Despite the considerable difficulties associated with leaving the totalitarian state, an informal underground railroad already exists. It is facilitated largely by Christian organizations, humanitarian NGOs, and for-profit traffickers. Although North Korea’s border with South Korea is heavily militarized, the border with China remains relatively porous, and despite government attempts to seal it, tens of thousands of refugees have escaped through it. Most of those who flee North Korea through China make their way to Southeast Asian countries before eventually ending up in South Korea, and occasionally the West. Churches, particularly in northern China, have served as safe houses, working with organizations like Seoul-based Helping Hands North Korea to assist refugees on their journey in defiance of Chinese law. However, due to a chronic shortage of resources, the Chinese government’s hostility to refugees and their sympathizers, and the difficulties of smuggling refugees with no legal status or documents, the impact of these efforts remains relatively small.

The U.S. intelligence community, which has considerable experience assisting Soviet defectors fleeing to the West, can serve an important role in helping scale this operation through covert support and diplomatic assistance. This would take the form of: providing funding for organizations like Helping Hands and Liberty in North Korea, which are already established and possess local knowledge, while avoiding the direct involvement of U.S. agents in China; facilitating information sharing among humanitarian organizations to establish who on-the-ground is reliable, and minimize the involvement of third parties (such as brokers or locals working for-profit) to prevent infiltration; and provide diplomatic support for travel to South Korea for those who successfully make it to Southeast Asia, particularly in Laos, a major destination for refugees.
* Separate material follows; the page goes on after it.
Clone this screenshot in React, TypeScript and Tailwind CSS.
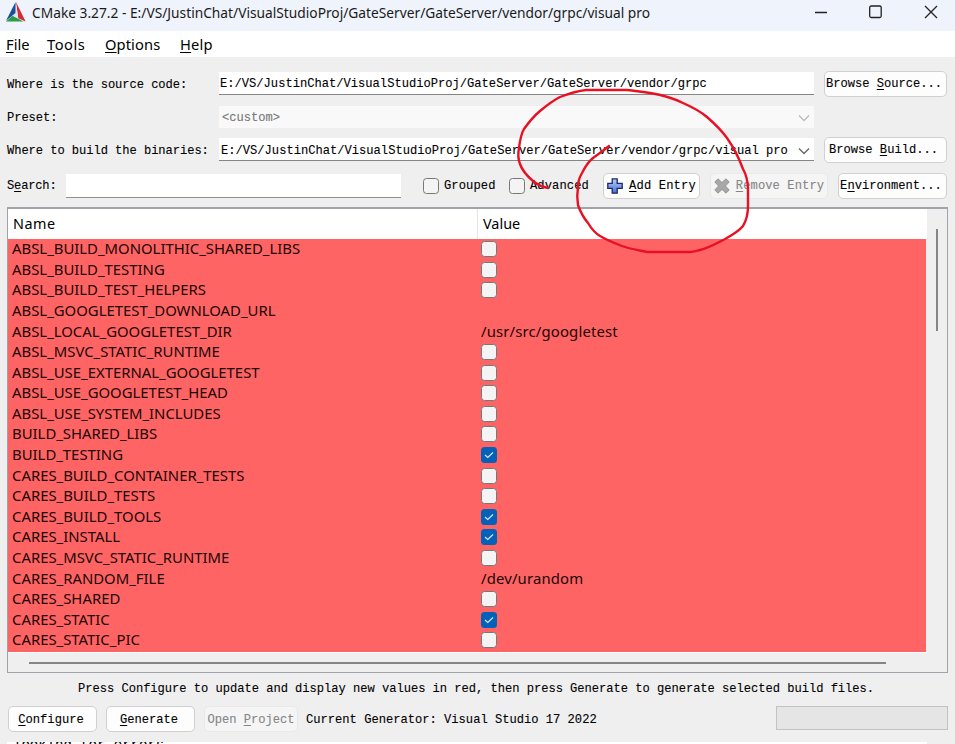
import React from 'react';

const rows: [string, boolean | string][] = [
  ['ABSL_BUILD_MONOLITHIC_SHARED_LIBS', false],
  ['ABSL_BUILD_TESTING', false],
  ['ABSL_BUILD_TEST_HELPERS', false],
  ['ABSL_GOOGLETEST_DOWNLOAD_URL', ''],
  ['ABSL_LOCAL_GOOGLETEST_DIR', '/usr/src/googletest'],
  ['ABSL_MSVC_STATIC_RUNTIME', false],
  ['ABSL_USE_EXTERNAL_GOOGLETEST', false],
  ['ABSL_USE_GOOGLETEST_HEAD', false],
  ['ABSL_USE_SYSTEM_INCLUDES', false],
  ['BUILD_SHARED_LIBS', false],
  ['BUILD_TESTING', true],
  ['CARES_BUILD_CONTAINER_TESTS', false],
  ['CARES_BUILD_TESTS', false],
  ['CARES_BUILD_TOOLS', true],
  ['CARES_INSTALL', true],
  ['CARES_MSVC_STATIC_RUNTIME', false],
  ['CARES_RANDOM_FILE', '/dev/urandom'],
  ['CARES_SHARED', false],
  ['CARES_STATIC', true],
  ['CARES_STATIC_PIC', false],
];

const path = 'E:/VS/JustinChat/VisualStudioProj/GateServer/GateServer/vendor/grpc';

function Mnemonic({ text, at }: { text: string; at: number }) {
  return (
    <span className="whitespace-pre">
      {text.slice(0, at)}
      <span className="underline underline-offset-2">{text[at]}</span>
      {text.slice(at + 1)}
    </span>
  );
}

function Button({ text, at, className, disabled, icon }: { text: string; at: number; className: string; disabled?: boolean; icon?: React.ReactNode }) {
  return (
    <button
      className={`flex h-[26px] shrink-0 items-center justify-center rounded-[5px] border-[1.5px] pt-px ${
        disabled ? 'border-[#e9e9e9] bg-[#f5f5f5] text-[#858585]' : 'border-[#d0d0d0] bg-[#fdfdfd] text-black'
      } ${className}`}
    >
      {icon}
      <Mnemonic text={text} at={at} />
    </button>
  );
}

function Chevron({ color }: { color: string }) {
  return (
    <svg width="12" height="8" viewBox="0 0 12 8" fill="none" stroke={color} strokeWidth="1.3">
      <path d="M1 1.5 6 6.5 11 1.5" />
    </svg>
  );
}

function Check({ checked }: { checked: boolean }) {
  return checked ? (
    <span className="flex size-4 shrink-0 items-center justify-center rounded-[3.5px] bg-[#0560b8]">
      <svg width="10" height="8" viewBox="0 0 10 8" fill="none" stroke="#d5e8fa" strokeWidth="1.2">
        <path d="M1 4 3.8 6.5 9 1.5" />
      </svg>
    </span>
  ) : (
    <span className="block size-4 shrink-0 rounded-[3.5px] border-[1.3px] border-[#777] bg-[#f4f4f4]" />
  );
}

export default function App() {
  return (
    <div className="relative flex h-[744px] w-[955px] flex-col overflow-hidden bg-[#efefef] font-['Liberation_Mono',monospace] text-[12.12px] leading-4 text-black [-webkit-text-stroke:0.1px]">
      <header className="flex h-[31px] shrink-0 items-center bg-[#eff3fb] pl-[6px] font-['Noto_Sans',sans-serif] text-[#1a1a1a] [-webkit-text-stroke:0]">
        <svg className="mt-[-7px]" width="20" height="20" viewBox="0 0 20 20">
          <path d="M9.5 0 0 18.8 9.7 11Z" fill="#1c4f9f" />
          <path d="M10 0 19.6 19.4 12.2 16.2Z" fill="#d22c35" />
          <path d="M6.5 13.8 0 19.4H17.5Z" fill="#2b9b45" />
          <path d="M10 1.5 9.7 11 6.5 13.8 12.3 16.3Z" fill="#dde3ea" />
        </svg>
        <span className="mt-[-6px] ml-[6px] text-[13.75px] whitespace-pre">CMake 3.27.2 - {path}/visual pro</span>
        <svg className="mt-[-7px] ml-auto mr-[17px]" width="124" height="14" viewBox="0 0 124 14" fill="none" stroke="#222" strokeWidth="1.3">
          <path d="M1 7.5H13M111 1 123 13M123 1 111 13" />
          <rect x="55.7" y="1" width="11.5" height="11.5" rx="1.5" />
        </svg>
      </header>
      <nav className="flex h-[26px] shrink-0 items-center bg-white pl-[6px] font-['Noto_Sans',sans-serif] text-[14.7px] [-webkit-text-stroke:0]">
        <div className="w-[41px]"><Mnemonic text="File" at={0} /></div>
        <div className="w-[58px] tracking-[0.5px]"><Mnemonic text="Tools" at={0} /></div>
        <div className="w-[75px] tracking-[0.1px]"><Mnemonic text="Options" at={0} /></div>
        <div className="tracking-[0.2px]"><Mnemonic text="Help" at={0} /></div>
      </nav>

      <div className="mt-[13px] flex h-[27px] shrink-0 items-center pl-[7px]">
        <span className="w-[212px] pt-[3px] tracking-[-0.06px]">Where is the source code:</span>
        <div className="flex h-[23px] w-[595px] items-center border-b border-[#858585] bg-white pt-[2px] pl-px">{path}</div>
        <Button className="ml-[10px] w-[123px] pr-[3px] tracking-[-0.03px]" text="Browse Source..." at={7} />
      </div>
      <div className="mt-[9px] flex h-[22px] shrink-0 items-center pl-[7px]">
        <span className="w-[212px] pt-px tracking-[-0.06px]">Preset:</span>
        <div className="flex h-[22px] w-[595px] items-center justify-between bg-[#f9f9f9] pt-px pr-1 pl-[3px] text-[#777]">
          &lt;custom&gt;
          <Chevron color="#bbb" />
        </div>
      </div>
      <div className="mt-[8px] flex h-[27px] shrink-0 items-center pl-[7px]">
        <span className="w-[212px] pt-[3px] tracking-[-0.06px]">Where to build the binaries:</span>
        <div className="flex h-[23px] w-[595px] items-center justify-between border-b border-[#858585] bg-white pt-[3px] pr-1 pl-[2px]">
          {path}/visual pro
          <Chevron color="#666" />
        </div>
        <Button className="ml-[10px] w-[123px] pr-[4px]" text="Browse Build..." at={7} />
      </div>
      <div className="mt-[9px] flex h-[27px] shrink-0 items-center pl-[7px]">
        <span className="w-[59px] pt-px tracking-[-0.2px]"><Mnemonic text="Search:" at={1} /></span>
        <div className="mt-px h-[24px] w-[335px] border-b border-[#909090] bg-white" />
        <span className="ml-[22px]"><Check checked={false} /></span>
        <span className="ml-[5px] w-[65px] pt-px tracking-[0.1px]">Grouped</span>
        <Check checked={false} />
        <span className="ml-[5px] w-[73px] pt-px tracking-[0.1px]">Advanced</span>
        <Button
          className="w-[97px] gap-[6px] border-[#cbd0d8] tracking-[0.15px]"
          text="Add Entry"
          at={0}
          icon={
            <svg width="16" height="16" viewBox="0 0 16 16">
              <defs>
                <linearGradient id="plus" x2="0" y2="1">
                  <stop stopColor="#b8cdfa" />
                  <stop offset="1" stopColor="#4a6fd8" />
                </linearGradient>
              </defs>
              <path d="M5.2 .8H10.2V5.3H15.2V10.3H10.2V15.2H5.2V10.3H.8V5.3H5.2Z" fill="url(#plus)" stroke="#1c2869" strokeWidth="1.3" />
            </svg>
          }
        />
        <Button
          className="ml-[10px] w-[118px] gap-[6px] tracking-[0.1px]"
          text="Remove Entry"
          at={0}
          disabled
          icon={
            <svg width="16" height="16" viewBox="0 0 16 16">
              <path d="M4 .8 8 4.6 12 .8 15.2 4 11.4 8 15.2 12 12 15.2 8 11.4 4 15.2 .8 12 4.6 8 .8 4Z" fill="#a8a8a8" stroke="#949494" />
            </svg>
          }
        />
        <Button className="ml-[10px] w-[109px] pr-[3px]" text="Environment..." at={1} />
      </div>

      <main className="mt-[8px] ml-[7px] flex h-[466px] w-[941px] shrink-0 border-[1.5px] border-t-2 border-[#a0a4aa] font-['Noto_Sans',sans-serif] text-[14.88px] [-webkit-text-stroke:0]">
        <div className="flex w-[919px] flex-col">
          <div className="flex h-[30px] shrink-0 items-center bg-white text-[14.4px]">
            <span className="w-[469px] pl-[5px] leading-[30px] tracking-[0.5px]">Name</span>
            <span className="flex-1 border-l border-[#e5e5e5] pl-[5px] leading-[30px]">Value</span>
          </div>
          <div className="mr-px h-[413px] shrink-0 bg-[#ff6464] text-[#200606]">
            {rows.map(([name, value]) => (
              <div key={name} className="flex h-[20.58px] items-center">
                <span className="w-[473px] pb-[2px] pl-1">{name}</span>
                {typeof value === 'string' ? <span className="pb-[2px] tracking-[0.15px]">{value}</span> : <Check checked={value} />}
              </div>
            ))}
          </div>
          <div className="flex flex-1 items-center border-t border-white pl-[21px]">
            <div className="h-[2px] w-[857px] bg-[#858585]" />
          </div>
        </div>
        <div className="flex-1 pt-[20px] pl-[9px]">
          <div className="h-[102px] w-[2px] bg-[#858585]" />
        </div>
      </main>

      <p className="mt-[8px] shrink-0 pl-[78px] tracking-[-0.03px] whitespace-pre">Press Configure to update and display new values in red, then press Generate to generate selected build files.</p>
      <footer className="mt-[9px] flex h-[26px] shrink-0 items-center pl-[8px]">
        <Button className="w-[89px] pr-[3px]" text="Configure" at={0} />
        <Button className="ml-[9px] w-[89px] pr-[3px]" text="Generate" at={0} />
        <Button className="ml-[9px] w-[94px]" text="Open Project" at={5} disabled />
        <span className="ml-[8px] pt-px">Current Generator: Visual Studio 17 2022</span>
        <div className="mb-[2px] ml-auto mr-[7px] h-[24px] w-[172px] border border-[#c2c2c2] bg-[#e5e5e5]" />
      </footer>
      <div className="mt-auto ml-[7px] h-[2px] w-[920px] shrink-0 overflow-hidden bg-white pl-[6px] text-[14px] whitespace-pre">
        <div className="-mt-[5px]">looking for errors</div>
      </div>

      <svg className="pointer-events-none absolute inset-0" width="955" height="744" fill="none" stroke="#e81123" strokeWidth="2.4" strokeLinecap="round" strokeLinejoin="round">
        <path d="M548 188C542 187 538 185 533 181C526 175 522 170 520 164C518 159 518 153 519 148C520 140 521 134 524 129C529 122 534 116 540 111C546 106 552 101 560 97C568 94 577 91 586 90L627 90C636 91 643 92 650 93C662 95 673 98 683 103C692 107 700 111 707 117C715 124 722 131 727 138C734 148 739 158 743 169C747 176 748 182 748 190L748 206C748 214 746 221 743 226C738 232 732 235 725 239C717 243 709 248 700 250C696 251 693 252 690 252L647 252C638 250 630 249 622 246C614 243 607 240 600 236C595 233 591 228 588 223C583 217 580 211 578 205C577 199 577 193 578 187C578 182 579 178 582 173C585 167 588 162 593 158L604 150 609 146" />
      </svg>
    </div>
  );
}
This assistance would be provided in exchange for access to high-value refugees and defectors, and would serve U.S. interests both for the hopefully valuable intelligence gained, and by encouraging greater numbers of defectors once news of a reliable network makes its way back to North Korea.

A second task for U.S. intelligence and the State Department would be to identify those among the refugee population who possess the willingness and ability to be effective speakers against the regime in global forums. This would particularly include regime insiders who could both provide strategically valuable information and evidence for the atrocities the Kim regime currently denies. Incidentally, these individuals are also among the least likely to defect now, both because the difficulty of the journey makes it hard to have any degree of confidence that they and their families will successfully escape, and also because the humanitarian organizations currently facilitating the journey find it hard to morally justify deploying scarce resources to help defectors with blood on their hands. It is ironically the defectors who would be most valuable politically (regime insiders) who are most likely to be turned away by humanitarian groups because of their participation in brutal crimes. It is here where U.S. intelligence could add the most value by contributing its resources towards facilitating the successful escape of high-value defectors.

The next step would be assisting these defectors in conveying their stories in large scale forums, where they can generate global attention and create diplomatic pressure for the regime’s allies. The efforts of individuals like the Dalai Lama and Malala Yousafzai on behalf of those in their home countries highlight the potential for sympathetic individuals with an important message to focus the global conversation, if provided access to the means to do so. The United States could help notable defectors disseminate their story to a global audience by inviting them to speak at diplomatic gatherings and the UN, allowing them to testify them before Congress, and (if there is a strong value proposition), providing funds to assist with things like publishing memoirs or producing documentaries. This would raise international pressure on the regime, counter the propaganda it has been disseminating abroad, and raise the costs for China of continuing to prop up the North Korean state.

North Korea itself is unlikely to change policy because of negative publicity from refugees and defectors. However, China, which is actively seeking to boost its image and garner respect as a responsible great power, is much more susceptible to the global outcry that would be generated by effectively publicizing powerful personal accounts of North Korean abuses. Chinese assistance, particularly its support in the UN and its provision of the bulk of North Korea’s food and fuel, is vital to helping the regime survive international sanctions and its own failed economy. China has strong interests in preventing the rapid collapse of the North Korean regime, but by continually raising the price of sponsoring the Kim dynasty, there will eventually come a point when Beijing finds its ally too much of a liability.

There have already been signs that the relationship between the two states is starting to degrade. After North Korea’s 2006 nuclear test, China supported the UN Security Council resolution implementing sanctions. China responded to further nuclear tests in 2013 by imposing diplomatic pressure and further trade restrictions, reducing the amount of energy it supplied. More recently, the executions of Kim Jong-Un’s uncle and his supporters were believed to have been a blow to the pro-Chinese reform faction within the North Korean leadership that might have set the country in a direction of gradual reform.

The combination of an opaque and brutal dictatorship, nuclear weapons, and great power interests make a painless solution to the problem of North Korea unlikely. However, given the improbability of reform from within and North Korea’s destabilizing effect on the region, the increased international pressure exerted by helping more refugees escape and tell their stories might well change China’s calculus. In the face of a steady stream of refugees making their way to South Korea, of vocal survivors of the regime taking their case to international bodies, and of high level defections that expose internal fractures in the leadership to the outside world, Beijing might well lose the appetite to accommodate the Kim regime any longer. Although this would not necessarily mean the immediate collapse of the North Korean state, it would make it unsustainable in its current form, and either force reform or help speed the state’s disintegration and reopening to the outside world.